Should you happen upon the debut CD of San Diego singer-songwriter Rob Bondurant and looked at the titles on the back cover you would be forgiven for thinking that it is album of cover songs. Why, there’s Dolly Parton’s “9 to 5,” Tom Petty’s “The Waiting,” Prince’s “Mountains,” Felice and Boudleaux Bryant’s “Sleepless Nights,” and hell, there’s even Elton John’s “Rocket Man.” But, nope, they’re all originals from the pen of the strikingly handsome Bondurant, whose music at first glance reminds me a bit of John Mayer (and that was before I noticed that the fourth track on the CD is titled “Wonderland”). Maybe there’s a private joke in here that I’m missing in the blatant recycling of these song titles (and the Mayer influence was confirmed by going to his website and seeing that he played a tribute show for him back in January).
Perhaps I’m nitpicking, but at this point in the 21st century is it too much to ask for a tad bit more originality in the selection of your lyrical messages?

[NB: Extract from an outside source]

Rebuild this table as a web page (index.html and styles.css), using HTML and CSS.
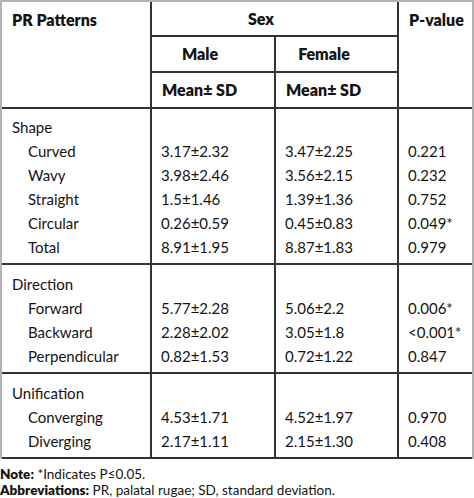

That said, I will declare that Bondurant is a really excellent singer with a keen melodic sense. His guitar playing throughout is tasteful and his leads are so well constructed that they add an emotional heft to the songs. On the aforementioned “Wonderland” his tone is beefy and he makes intelligent choices that propel the tune forward.
But if there’s an overriding feeling on this record, it’s one of melancholy. The one-two punch of “City Lights” into “Crossing Lines” has a particularly yearning quality. And, musically, one of the nicer surprises on Through My Hands is found in “Crossing Lines.” Most of these compositions color within the prescribed spaces, but the change on the chorus of “Crossing Lines” breaks out of its structure unexpectedly, musically breaking out and supporting a lyric that comments on the folly of staying in your safety zone. It’s charming and I’d love to hear more of that sort of thing.
By the evidence on his website it sounds like he is already halfway toward writing another record with three brand new live songs from a show in March at Brick-By-Brick.
On his blog Bondurant writes: “As you may or may not know, I am a full-time professional musician” and says that “the only drawback and problem with this is that I end up having to play a lot of covers and sometimes none of my original music.” Welcome to world of being a pro. Clearly the club work has honed his musical chops because the guy is an excellent musician. But as a songwriter I keep wanting him to surprise me instead of simply connecting the dots in a prefab template of what has already gone down before. There’s tons of talent here but I am left yearning to hear more originality. Because even though the tunes on Through My Hands sound radio ready, it’s tastefully derivative pop-rock, primed for an audience who have grown up over the past 20 years on a steady diet of Ryan Adams, Jason Mraz, the Wallflowers, Matchbox Twenty, the Gin Blossoms, Bright Eyes, and John Mayer. Everyone has to start somewhere and Rob Bondurant has made a fantastic sounding debut. Perhaps he’ll stretch out of his comfort zone on the next outing.